Thu, Feb. 9th, 2006 01:32 pm (UTC)

Wikipedia is helpful.

I would also suggest searching for her name in Chinese regarding her residence and possible tours at www.baidu.com

Thu, Feb. 9th, 2006 01:46 pm (UTC)
black_berry623: Ah the Wiki

Sadly, I'm in China so Wikipedia is blocked. Thanks though.

Thu, Feb. 9th, 2006 01:53 pm (UTC)
onekell: Re: Ah the Wiki

Pearl S. Buck
From Wikipedia, the free encyclopedia

Pearl S. Buck (birth name Pearl Comfort Sydenstricker; Chinese: 赛珍珠; Hanyu Pinyin: Sài Zhēnzhū) (June 26, 1892 – March 6, 1973) was a prolific writer and Nobel Prize winner.


Born in Hillsboro, West Virginia to Carie (Stulting) and Absalom Sydenstricker, Buck went with her parents, southern Presbyterian missionaries, to Zhenjiang, China in 1892 when Buck was 3 months old. She was brought up there and first knew the Chinese language and customs, especially from Mr. Kong, and then was taught English by her mother and her teacher. She was encouraged to write at an early age.

By 1910, she left for America and went to Randolph-Macon Woman's College [1], where she would earn her degree in 1914. She then returned to China, and married an agricultural economist, John Lossing Buck, on May 13, 1917. In 1921, she and John had a daughter, Carol, who was afflicted with phenylketonuria. The small family then moved to Nanjing, where Pearl taught English literature at University of Nanking. In 1925, the Bucks adopted Janice (later surnamed Walsh). In 1926, she left China and returned to the United States for a short time in order to earn her Master of Arts degree from Cornell University.

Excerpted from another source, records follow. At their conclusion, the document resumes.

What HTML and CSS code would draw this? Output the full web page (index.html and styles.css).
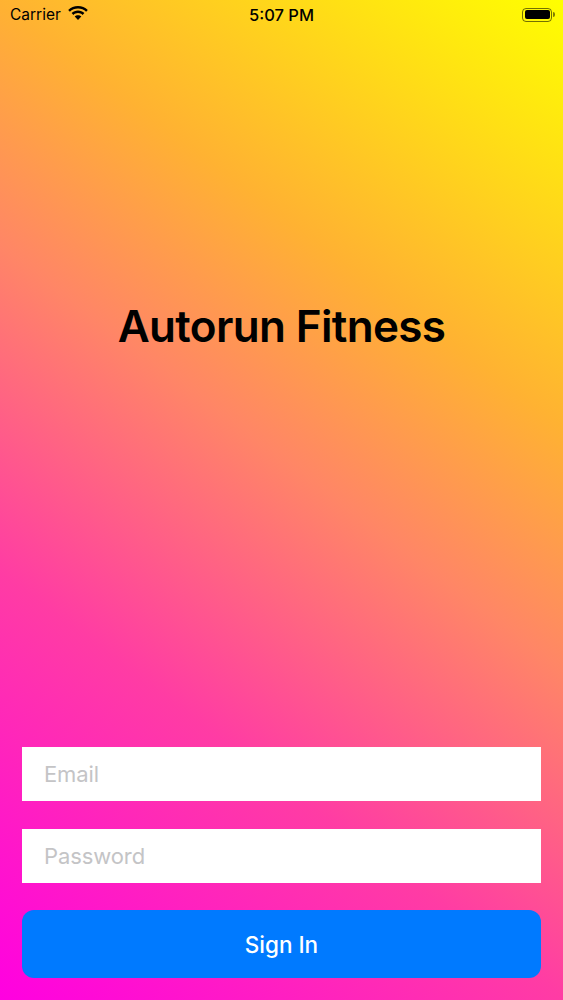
FILE: index.html
```html
<!DOCTYPE html>
<html lang="en">
<head>
<meta charset="utf-8">
<title>Autorun Fitness</title>
<link rel="stylesheet" href="styles.css">
</head>
<body>
<main class="screen">
  <header class="status">
    <div class="status-left">
      <span>Carrier</span>
      <svg class="wifi" viewBox="0 0 20 14" aria-hidden="true">
        <path d="M10 0C6.200 0 2.800 1.500.2 3.900l1.700 1.800C4 3.700 6.900 2.500 10 2.500s6 1.200 8.100 3.200l1.700-1.800C17.200 1.500 13.800 0 10 0z"/>
        <path d="M10 4.600c-2.500 0-4.700 1-6.400 2.500l1.800 1.800C6.600 7.800 8.200 7.100 10 7.100s3.400.7 4.600 1.800l1.800-1.800C14.700 5.600 12.500 4.600 10 4.600z"/>
        <path d="M10 9.200c-1.300 0-2.500.5-3.300 1.300L10 14l3.300-3.500c-.8-.8-2-1.300-3.300-1.300z"/>
      </svg>
    </div>
    <div class="status-time">5:07 PM</div>
    <div class="status-right">
      <div class="battery"><div class="battery-fill"></div></div>
      <div class="battery-cap"></div>
    </div>
  </header>
  <h1 class="title">Autorun Fitness</h1>
  <form class="form">
    <div class="field">Email</div>
    <div class="field">Password</div>
    <div class="signin">Sign In</div>
  </form>
</main>
</body>
</html>
```
FILE: styles.css
```css
* { box-sizing: border-box; }
html, body { margin: 0; padding: 0; }
body { font-family: Inter, "Liberation Sans", sans-serif; color: #000; }
.screen {
  width: 563px;
  height: 1000px;
  display: flex;
  flex-direction: column;
  background: linear-gradient(217deg, #ffff00 0%, #ffb232 30%, #ff8666 47%, #ff3ca4 70%, #ff00e1 100%);
  overflow: hidden;
}
.status {
  height: 30px;
  flex: none;
  display: grid;
  grid-template-columns: 1fr auto 1fr;
  align-items: center;
  padding: 0 8px 1px;
  font-size: 15.500px;
}
.status-left { display: flex; align-items: center; gap: 7px; padding-left: 2px; }
.wifi { width: 20px; height: 14px; fill: #000; margin-top: -3px; }
.status-time { font-size: 16.500px; font-weight: 500; }
.status-right { display: flex; justify-content: flex-end; align-items: center; }
.battery {
  width: 30px;
  height: 14px;
  border: 1px solid rgba(0,0,0,.55);
  border-radius: 4px;
  padding: 1.500px;
}
.battery-fill { width: 100%; height: 100%; background: #000; border-radius: 2px; }
.battery-cap { width: 2px; height: 5px; margin-left: 1px; background: rgba(0,0,0,.5); border-radius: 0 2px 2px 0; }
.title {
  margin: 268px 0 0;
  height: 56px;
  line-height: 56px;
  text-align: center;
  font-size: 44px;
  font-weight: 600;
  letter-spacing: -0.650px;
}
.form {
  margin-top: auto;
  padding: 0 22px 22px;
  display: flex;
  flex-direction: column;
}
.field {
  height: 54px;
  background: #fff;
  color: #c4c4c6;
  font-size: 22px;
  letter-spacing: -0.100px;
  line-height: 55px;
  padding-left: 22px;
  margin-bottom: 27.500px;
}
.signin {
  height: 68px;
  background: #007aff;
  border-radius: 12px;
  color: #fff;
  font-size: 22.500px;
  font-weight: 500;
  line-height: 69px;
  text-align: center;
}
```
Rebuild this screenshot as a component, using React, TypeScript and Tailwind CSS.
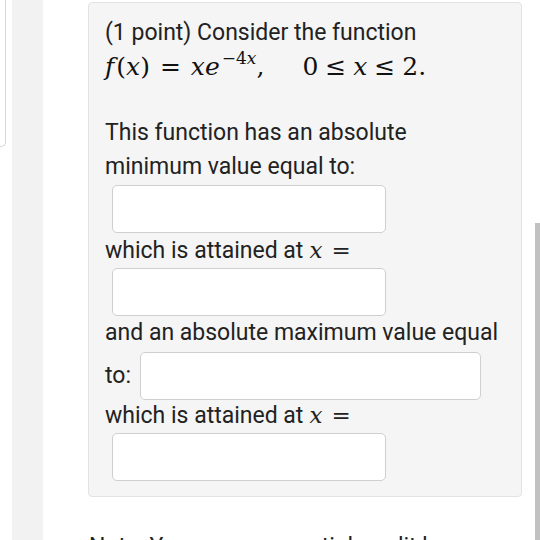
import React from "react";

const serif = "font-['DejaVu_Serif','Liberation_Serif',serif]";

function Answer({ wide }: { wide?: boolean }) {
  return (
    <div
      className={`h-[48px] rounded-[5px] border border-[#cfcfcf] bg-white ${wide ? "w-[341px]" : "w-[274px]"}`}
    />
  );
}

function Attained() {
  return (
    <div className="flex h-[34px] items-baseline">
      <span>which is attained at</span>
      <span className={`${serif} ml-[6px] text-[23px] italic leading-[34px]`}>x</span>
      <span className={`${serif} ml-[9px] text-[23px] leading-[34px]`}>=</span>
    </div>
  );
}

export default function App() {
  return (
    <div className="relative h-[540px] w-[540px] overflow-hidden bg-white font-['Roboto','Liberation_Sans',sans-serif] text-[23px] leading-[34px] text-[#222]">
      <div className="flex">
        <div className="w-[12px] shrink-0">
          <div className="h-[147px] w-[6px] rounded-br-[5px] border-r border-b border-[#d6d6d6] bg-white" />
        </div>
        <div className="h-[540px] w-[31px] shrink-0 bg-[#f2f2f2]" />
        <div className="w-[45px] shrink-0" />
        <div className="w-[434px] shrink-0 pt-[2px]">
          <div className="rounded-[4px] border border-[#e3e3e3] bg-[#f5f5f5] pb-[15px] pl-[16px] pr-[8px] pt-[13px]">
            <div className="whitespace-nowrap">(1 point) Consider the function</div>
            <div className={`${serif} flex h-[34px] items-baseline text-[25px] leading-[34px] text-[#111]`}>
              <span className="italic">f</span>
              <span className="ml-[2px]">(</span>
              <span className="italic">x</span>
              <span>)</span>
              <span className="ml-[10px] mr-[10px]">=</span>
              <span className="italic">xe</span>
              <span className="relative -top-[11px] ml-[2px] text-[17px] italic leading-none">
                <span className="not-italic">−4</span>x
              </span>
              <span>,</span>
              <span className="ml-[38px]">0</span>
              <span className="mx-[7px]">≤</span>
              <span className="italic">x</span>
              <span className="mx-[7px]">≤</span>
              <span>2.</span>
            </div>
            <div className="mt-[32px] whitespace-nowrap">This function has an absolute</div>
            <div>minimum value equal to:</div>
            <div className="ml-[7px] mt-[1px]">
              <Answer />
            </div>
            <Attained />
            <div className="ml-[7px] mt-[1px]">
              <Answer />
            </div>
            <div className="whitespace-nowrap">and an absolute maximum value equal</div>
            <div className="mt-[2px] flex items-center">
              <span>to:</span>
              <div className="ml-[9px]">
                <Answer wide />
              </div>
            </div>
            <div className="-mt-[2px]">
              <Attained />
            </div>
            <div className="ml-[7px] mt-[1px]">
              <Answer />
            </div>
          </div>
          <div className="mt-[33px] whitespace-nowrap pl-[1px]">Note: You can earn partial credit here.</div>
        </div>
      </div>
      <div className="absolute right-0 top-[223px] h-[317px] w-[5px] bg-[#c1c1c1]" />
    </div>
  );
}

Buck began her writing career in 1930 with her first publication of East Wind:West Wind. In 1931 she wrote her best known novel, The Good Earth, which is considered to be one of the best of her many works. The story of the farmer Wang Lung's life brought her the Pulitzer Prize for the Novel in 1932. Her career would keep flourishing, and she won the William Dean Howells Medal in 1935.

Pearl was forced to flee China in 1934 due to political tensions. She returned to the United States and obtained a divorce from her husband. She then married Richard J. Walsh, president of the John Day Publishing Company, on June 11, 1935, and with him adopted six other children. In 1938 she won the Nobel Prize for Literature, after writing biographies of her parents, The Exile, and The Fighting Angel. She was the first woman from the United States to win the Nobel in Literature.

In her lifetime, Pearl S. Buck would write over 100 works of literature, her most known being The Good Earth. She wrote novels, short stories, fiction, and children's stories. Many of her life experiences are described in her books. She wanted to prove to her readers that universality of mankind can exist if they accept it. She dealt with many topics including women, emotions (in general), Asians, immigration, adoption, and conflicts that many people go through in life. In 1949, she established Welcome House Inc., the first adoption agency dedicated to the placement of bi-racial children, particularly Amerasians.

Pearl S. Buck died on March 6, 1973 in Danby, Vermont and was interred in Green Hills Farm, Perkasie, Pennsylvania.

Thu, Feb. 9th, 2006 02:06 pm (UTC)
black_berry623: Xie Xie

Thank you so much. I really appreciate this.

Thu, Feb. 9th, 2006 02:23 pm (UTC)
onekell: Re: Xie Xie

No worries, hope it helps.

Thu, Feb. 9th, 2006 02:49 pm (UTC)
taschenrechner: Re: Ah the Wiki

I'm in China as well. Just use a proxy in your browser. It's never been a problem for me to access any site with a proxy.

Try http://www.hidemyass.com and their proxy list. It's awesome.

Fri, Feb. 10th, 2006 03:08 am (UTC)
black_berry623: wow

you've changed my life

Mon, Sep. 24th, 2007 12:28 pm (UTC)

According to Simon Winchester in "The River at the Center of the World" [Picador Books, 2004] pages 110-111 Pearl S. Bucks house is located next to Zhenjiang Number One Radio Factory in (Zhenjiang). It is a small house that has a plaque ("The Home of Pearl S. Buck, Winner of the Nobel Prize for Literature) and the house is open to view. According to Mr. Winchesters account it seems there are not "tours" per se but one can view the rooms.

I know this is an old, old post, but I just happened to see it today (and just happened to read about it the other day).